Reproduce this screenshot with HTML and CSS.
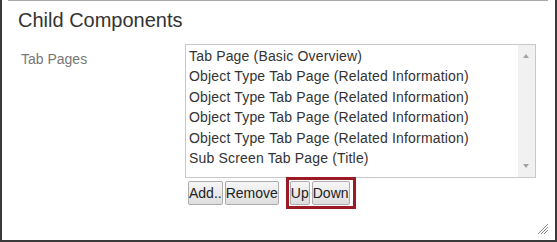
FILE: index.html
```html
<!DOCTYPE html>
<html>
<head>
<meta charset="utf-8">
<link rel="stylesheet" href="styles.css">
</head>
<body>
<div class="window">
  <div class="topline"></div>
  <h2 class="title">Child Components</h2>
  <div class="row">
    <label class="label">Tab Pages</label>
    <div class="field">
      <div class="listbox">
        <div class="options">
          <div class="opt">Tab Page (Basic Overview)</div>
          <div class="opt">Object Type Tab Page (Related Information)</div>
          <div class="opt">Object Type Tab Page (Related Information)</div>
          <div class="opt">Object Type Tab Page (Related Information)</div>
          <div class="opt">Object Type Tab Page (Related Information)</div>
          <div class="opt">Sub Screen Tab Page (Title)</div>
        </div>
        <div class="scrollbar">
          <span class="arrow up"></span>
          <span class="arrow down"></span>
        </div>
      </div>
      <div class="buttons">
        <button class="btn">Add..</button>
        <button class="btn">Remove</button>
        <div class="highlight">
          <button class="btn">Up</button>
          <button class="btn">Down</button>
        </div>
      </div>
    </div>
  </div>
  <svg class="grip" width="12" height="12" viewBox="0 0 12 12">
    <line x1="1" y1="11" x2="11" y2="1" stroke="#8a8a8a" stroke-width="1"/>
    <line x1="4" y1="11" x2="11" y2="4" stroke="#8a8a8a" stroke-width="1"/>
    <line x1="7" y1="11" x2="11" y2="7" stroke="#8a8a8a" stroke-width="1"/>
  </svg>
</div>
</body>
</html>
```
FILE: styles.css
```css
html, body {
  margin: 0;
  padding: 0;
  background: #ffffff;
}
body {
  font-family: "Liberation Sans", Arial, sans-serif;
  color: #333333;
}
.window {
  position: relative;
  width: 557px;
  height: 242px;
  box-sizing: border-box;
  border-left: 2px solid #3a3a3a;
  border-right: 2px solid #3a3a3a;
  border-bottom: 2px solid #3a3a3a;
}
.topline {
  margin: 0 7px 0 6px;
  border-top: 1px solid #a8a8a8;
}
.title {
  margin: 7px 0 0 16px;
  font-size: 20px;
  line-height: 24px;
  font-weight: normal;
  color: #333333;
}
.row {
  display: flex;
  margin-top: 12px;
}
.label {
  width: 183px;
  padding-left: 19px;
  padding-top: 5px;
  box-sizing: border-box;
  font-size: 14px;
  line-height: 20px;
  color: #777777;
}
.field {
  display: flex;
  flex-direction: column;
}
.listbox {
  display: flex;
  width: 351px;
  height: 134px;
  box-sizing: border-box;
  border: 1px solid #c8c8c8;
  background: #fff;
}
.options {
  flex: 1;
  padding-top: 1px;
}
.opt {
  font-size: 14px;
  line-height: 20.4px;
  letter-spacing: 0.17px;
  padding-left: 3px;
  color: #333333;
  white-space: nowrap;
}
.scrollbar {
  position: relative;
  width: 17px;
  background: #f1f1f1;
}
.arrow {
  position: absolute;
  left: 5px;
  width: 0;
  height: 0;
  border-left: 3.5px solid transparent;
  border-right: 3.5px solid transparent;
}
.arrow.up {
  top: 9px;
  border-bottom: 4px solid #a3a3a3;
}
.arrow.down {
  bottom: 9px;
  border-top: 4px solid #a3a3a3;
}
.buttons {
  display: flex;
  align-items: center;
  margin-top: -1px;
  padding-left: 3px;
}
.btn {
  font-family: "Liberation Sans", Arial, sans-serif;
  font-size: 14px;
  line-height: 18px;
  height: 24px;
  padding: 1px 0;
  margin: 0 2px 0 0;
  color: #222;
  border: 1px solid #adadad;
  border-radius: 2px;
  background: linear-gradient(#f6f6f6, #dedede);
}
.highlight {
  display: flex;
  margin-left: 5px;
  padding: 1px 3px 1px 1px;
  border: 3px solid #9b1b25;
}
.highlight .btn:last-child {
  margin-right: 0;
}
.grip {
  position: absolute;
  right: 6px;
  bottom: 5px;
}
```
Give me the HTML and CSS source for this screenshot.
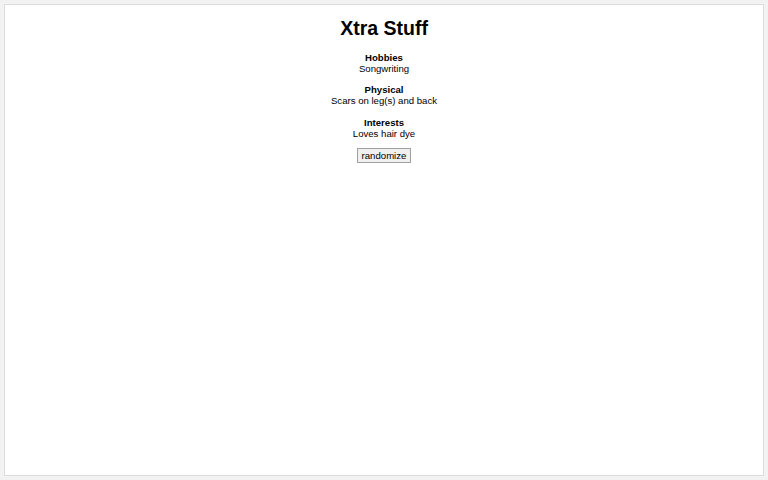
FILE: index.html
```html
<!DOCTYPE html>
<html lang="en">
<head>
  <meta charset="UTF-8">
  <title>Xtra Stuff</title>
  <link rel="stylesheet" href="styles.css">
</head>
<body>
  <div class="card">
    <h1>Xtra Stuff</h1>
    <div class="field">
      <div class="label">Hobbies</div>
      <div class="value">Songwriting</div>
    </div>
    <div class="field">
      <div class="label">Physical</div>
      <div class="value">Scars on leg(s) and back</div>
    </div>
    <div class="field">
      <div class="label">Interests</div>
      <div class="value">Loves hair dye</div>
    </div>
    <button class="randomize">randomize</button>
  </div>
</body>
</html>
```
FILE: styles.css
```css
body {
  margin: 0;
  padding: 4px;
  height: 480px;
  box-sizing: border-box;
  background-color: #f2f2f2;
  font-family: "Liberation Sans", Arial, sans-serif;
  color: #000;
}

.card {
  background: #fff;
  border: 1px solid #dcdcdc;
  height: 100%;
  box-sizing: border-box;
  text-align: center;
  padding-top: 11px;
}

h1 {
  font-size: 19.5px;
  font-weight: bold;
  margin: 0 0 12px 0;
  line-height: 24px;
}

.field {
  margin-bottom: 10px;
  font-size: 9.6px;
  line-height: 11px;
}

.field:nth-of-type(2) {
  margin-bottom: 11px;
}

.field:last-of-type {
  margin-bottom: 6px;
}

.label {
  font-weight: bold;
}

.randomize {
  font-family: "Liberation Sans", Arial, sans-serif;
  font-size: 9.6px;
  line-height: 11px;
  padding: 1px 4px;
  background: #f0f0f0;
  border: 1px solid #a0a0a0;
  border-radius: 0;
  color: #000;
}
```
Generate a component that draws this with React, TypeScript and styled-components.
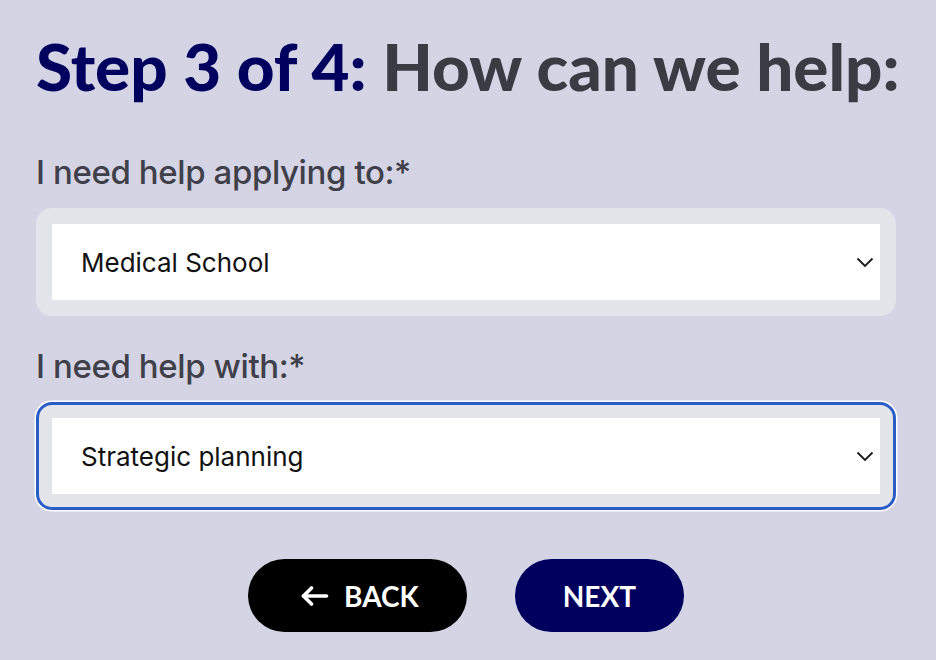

•••

# Given instruction:
Go through the lines above. Select every one that has the string "screenshot".

# Full response:
Reproduce this screenshot with HTML and CSS.
Give me the HTML and CSS source for this screenshot.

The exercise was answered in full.